Conoscopic light microscopy

Conoscopic light microscopy is performed as a complement to the orthoscopic light method to characterize birefringent materials on thin slides with parallel faces, because knowing the neutral axis orientations and path difference numerical values between both related polarized rays would not be sufficient to identify materials without any uncertainty. This method consists in illuminating a uniform region of the specimen with a cone-shaped polarized light (so-called conoscopy) and then in observing through an analyzer the interferences said to be “in convergent light” which are formed at infinity or at the focus of the objective [ Born 1999[1]]. For practical purposes, the cone-shaped light beam should be made by Köhler illumination with a very open aperture diaphragm; the field diaphragm should be closed enough to limit the illumination to the chosen region in the middle of the field.
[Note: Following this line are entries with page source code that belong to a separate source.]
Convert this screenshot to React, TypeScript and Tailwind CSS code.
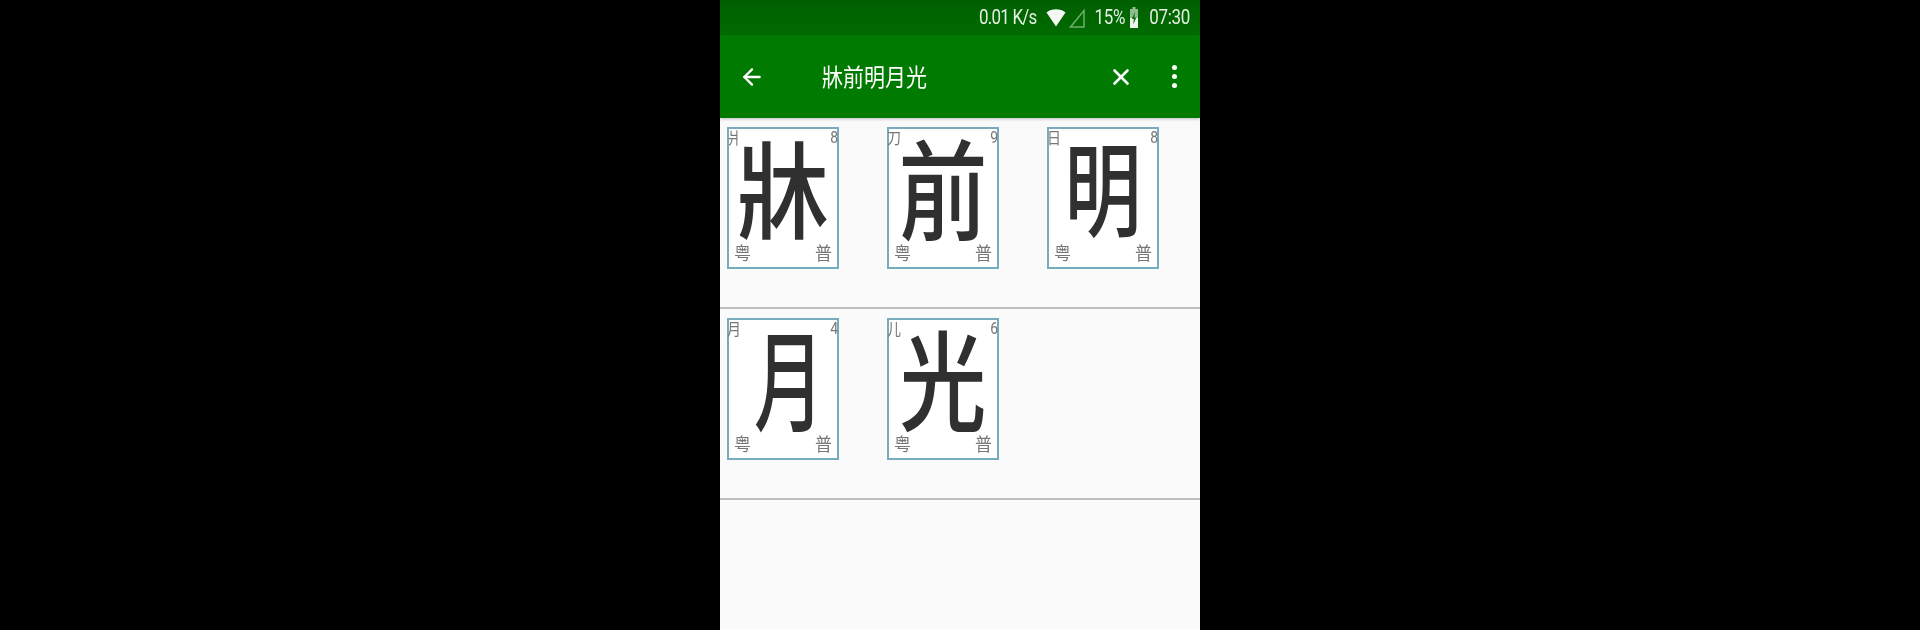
import { ArrowLeft, X } from "lucide-react";

const cjk = "font-['Noto_Sans_CJK_TC','Noto_Sans_CJK_SC',sans-serif]";

const rows = [
  [
    { char: "牀", radical: "爿", strokes: 8, shape: "scale-x-[0.92] scale-y-[1.05]" },
    { char: "前", radical: "刀", strokes: 9, shape: "scale-x-[0.89] scale-y-[1.09]" },
    { char: "明", radical: "日", strokes: 8, shape: "scale-x-[0.77] scale-y-[1.03]" },
  ],
  [
    { char: "月", radical: "月", strokes: 4, shape: "scale-x-[0.7] scale-y-[1.1] translate-x-[6px]" },
    { char: "光", radical: "儿", strokes: 6, shape: "scale-x-[0.87] scale-y-[1.09]" },
  ],
];

type CardProps = { char: string; radical: string; strokes: number; shape: string };

const CharCard = ({ char, radical, strokes, shape }: CardProps) => {
  return (
    <div className={`relative w-[112px] h-[142px] bg-white border-2 border-[#76adbd] flex flex-col justify-between ${cjk}`}>
      {/* big character sits over the corner labels */}
      <div className="absolute inset-0 flex items-center justify-center pb-[27px] text-[100px] leading-none text-[#303030] font-medium">
        <span className={shape}>{char}</span>
      </div>
      <div className="flex justify-between items-start text-[14px] leading-[16px] text-[#777777] -ml-[2px] -mr-[1px]">
        <span className="scale-y-[1.15]">{radical}</span>
        <span className="scale-y-[1.15] font-['Roboto',sans-serif]">{strokes}</span>
      </div>
      <div className="flex justify-between text-[17px] leading-[20px] text-[#777777] px-[5px] pb-[5px]">
        <span className="scale-y-[1.1]">粤</span>
        <span className="scale-y-[1.1]">普</span>
      </div>
    </div>
  );
};

const StatusBar = () => (
  <div className="h-[35px] bg-gradient-to-b from-[#005f00] to-[#006c00] flex items-center justify-end pr-[10px] text-[17px] text-[#e4efe4] font-['Roboto',sans-serif]">
    <span className="scale-y-[1.15] tracking-[-0.8px]">0.01 K/s</span>
    <svg className="ml-[10px]" width="20" height="18" viewBox="0 0 20 18">
      <path d="M0.5 3.5C5.5-0.8 14.5-0.8 19.5 3.5L10 17.5z" fill="#f4f8f4" />
    </svg>
    <svg className="ml-[3px]" width="16" height="20" viewBox="0 0 16 20">
      <path d="M1.5 19L15 2.5V19z" fill="none" stroke="#6fae6f" strokeWidth="1.5" />
    </svg>
    <span className="ml-[9px] scale-y-[1.15] tracking-[-0.3px]">15%</span>
    <svg className="ml-[5px]" width="8" height="21" viewBox="0 0 8 21">
      <path d="M2.5 0h3v2H8V21H0V2h2.5z" fill="#8fbd8f" />
      <path d="M0 11h8V21H0z" fill="#eef5ee" />
      <path d="M4.8 5L1.8 12h2L3.2 17.5l3.2-7h-2z" fill="#0d6f0d" />
    </svg>
    <span className="ml-[11px] scale-y-[1.15] tracking-[-0.3px]">07:30</span>
  </div>
);

const Toolbar = () => (
  <div className="h-[83px] bg-[#007a00] flex items-center text-white shadow-[0_1px_3px_rgba(0,0,0,0.25)] relative">
    <ArrowLeft className="ml-[19px] shrink-0" size={26} strokeWidth={2.2} />
    <span className={`ml-[57px] text-[21px] scale-y-[1.15] ${cjk}`}>牀前明月光</span>
    <X className="ml-auto shrink-0" size={26} strokeWidth={2.4} />
    <div className="ml-[38px] mr-[23px] flex flex-col gap-[4px]">
      <span className="w-[5px] h-[5px] rounded-full bg-white" />
      <span className="w-[5px] h-[5px] rounded-full bg-white" />
      <span className="w-[5px] h-[5px] rounded-full bg-white" />
    </div>
  </div>
);

export default function App() {
  return (
    <div className="w-[1920px] h-[630px] bg-black flex justify-center overflow-hidden">
      <div className="w-[480px] h-full bg-[#fafafa] flex flex-col blur-[0.4px]">
        <StatusBar />
        <Toolbar />
        {rows.map((row, i) => (
          <div key={i} className="h-[191px] shrink-0 border-b-2 border-[#bdbdbd] pt-[9px] pl-[7px] flex gap-[48px]">
            {row.map((c) => (
              <CharCard key={c.char} {...c} />
            ))}
          </div>
        ))}
      </div>
    </div>
  );
}
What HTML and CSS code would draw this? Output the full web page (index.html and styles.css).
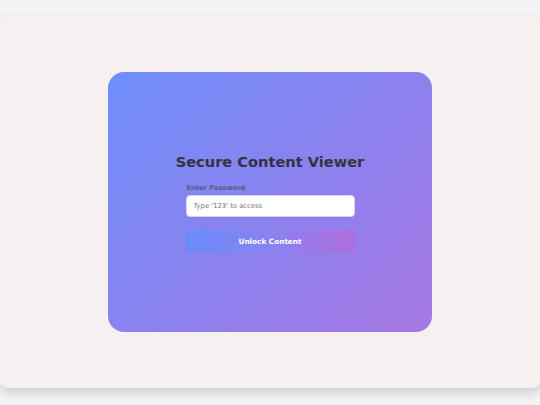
FILE: index.html
```html
<!DOCTYPE html>
<html lang="en">
<head>
<meta charset="utf-8">
<title>Secure Content Viewer</title>
<link rel="stylesheet" href="styles.css">
</head>
<body>
<div class="panel">
  <div class="card">
    <h1 class="title">Secure Content Viewer</h1>
    <form class="form">
      <label class="label" for="pw">Enter Password</label>
      <input class="input" id="pw" type="password" placeholder="Type '123' to access">
      <button class="button" type="button">Unlock Content</button>
    </form>
  </div>
</div>
</body>
</html>
```
FILE: styles.css
```css
html, body {
  margin: 0;
  padding: 0;
}
body {
  background: #f4f4f4;
  font-family: "DejaVu Sans", Verdana, sans-serif;
  width: 540px;
  height: 405px;
  overflow: hidden;
}
.panel {
  margin-top: 16px;
  height: 372px;
  width: 540px;
  background: #f6f0f0;
  border-radius: 8px;
  box-shadow: 0 5px 12px rgba(0, 0, 0, 0.16);
  display: flex;
  align-items: center;
  justify-content: center;
}
.card {
  width: 324px;
  height: 260px;
  border-radius: 16px;
  background: linear-gradient(135deg, #6e8efb, #a777e3);
  display: flex;
  flex-direction: column;
  align-items: center;
  justify-content: center;
}
.title {
  margin: 0 0 12px 0;
  font-size: 14.6px;
  line-height: 19px;
  font-weight: bold;
  color: #33333d;
}
.form {
  width: 169px;
  display: flex;
  flex-direction: column;
}
.label {
  font-size: 6.7px;
  line-height: 10px;
  font-weight: bold;
  color: #5a5a80;
  margin: 0 0 2px 1px;
}
.input {
  box-sizing: border-box;
  height: 22px;
  width: 100%;
  margin: 0;
  border: 1px solid #d8d4ea;
  border-radius: 4px;
  background: #fff;
  padding: 0 7px;
  font-family: "DejaVu Sans", Verdana, sans-serif;
  font-size: 6.8px;
  color: #333;
  outline: none;
}
.input::placeholder {
  color: #777;
}
.button {
  margin-top: 13px;
  height: 22px;
  width: 100%;
  border: none;
  border-radius: 4px;
  background: linear-gradient(90deg, rgba(100, 140, 252, 0.8), rgba(125, 135, 245, 0.3) 50%, rgba(180, 105, 220, 0.8));
  color: #fff;
  font-family: "DejaVu Sans", Verdana, sans-serif;
  font-size: 7.3px;
  font-weight: bold;
  padding: 0;
}
```
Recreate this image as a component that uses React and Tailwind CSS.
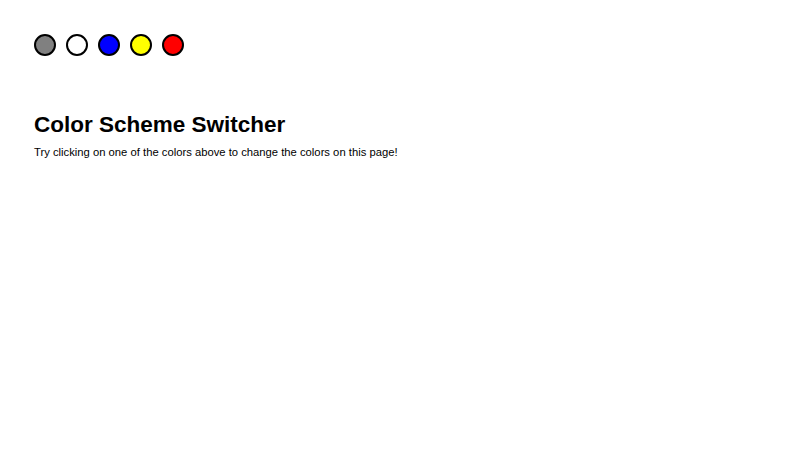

The interferences figure in convergent light will appear on the image focus of the objective of the microscope. Observing the interferences figure through the eyepiece of the microscope requires adding a convergent objective, called “Bertrand lens”, to the body of the microscope, which will project the interferences figure at infinity (Figure 4). It is important to highlight that this method does not give an image of the preparation but a complex figure (Figure 5cd) which will permit the characterization of birefringent properties of the specimen's uniform region which had been chosen with orthoscopic illumination.

Rappel

On microscopes without removable BERTRAND lens, it is often possible to make that observation using an auxiliar viewfinder (in order to adjust phase contrast) which would be inserted in place of the eyepiece, but then you could not use the camera exit or the microscope.

Complément

The figures c and d are typical of a biaxial crystal, a property that we could not determine on the images a and b with orthoscopic light. (On the figures c and d, the center of the image corresponds to a light beam which is the normal to the preparation and the edges correspond to a beam inclined by \(\arcsin (0.75)\) \(\approx 49^{\circ}\) in the air where \(0.75\) is the numerical aperture of the \(40 \times\) objective.

Remarque

Because birefringent crystals optic axes can be oriented in any direction to the microscope axis, it could be useful to work with theodolite stages which allow adjusting in any directions the normal to the preparation which has to be inserted between two half-spheres of glass. See, for instance, the reference [ Roblin 99[2]] or the article http://www.zeiss.com/C1256D18002CC306/0/F2BA0A81B5929487C1256D59003351AA/$file/46-0014_e.pdf and geology units and experiments about rock identification with polarized light microscopes to learn more about the topic.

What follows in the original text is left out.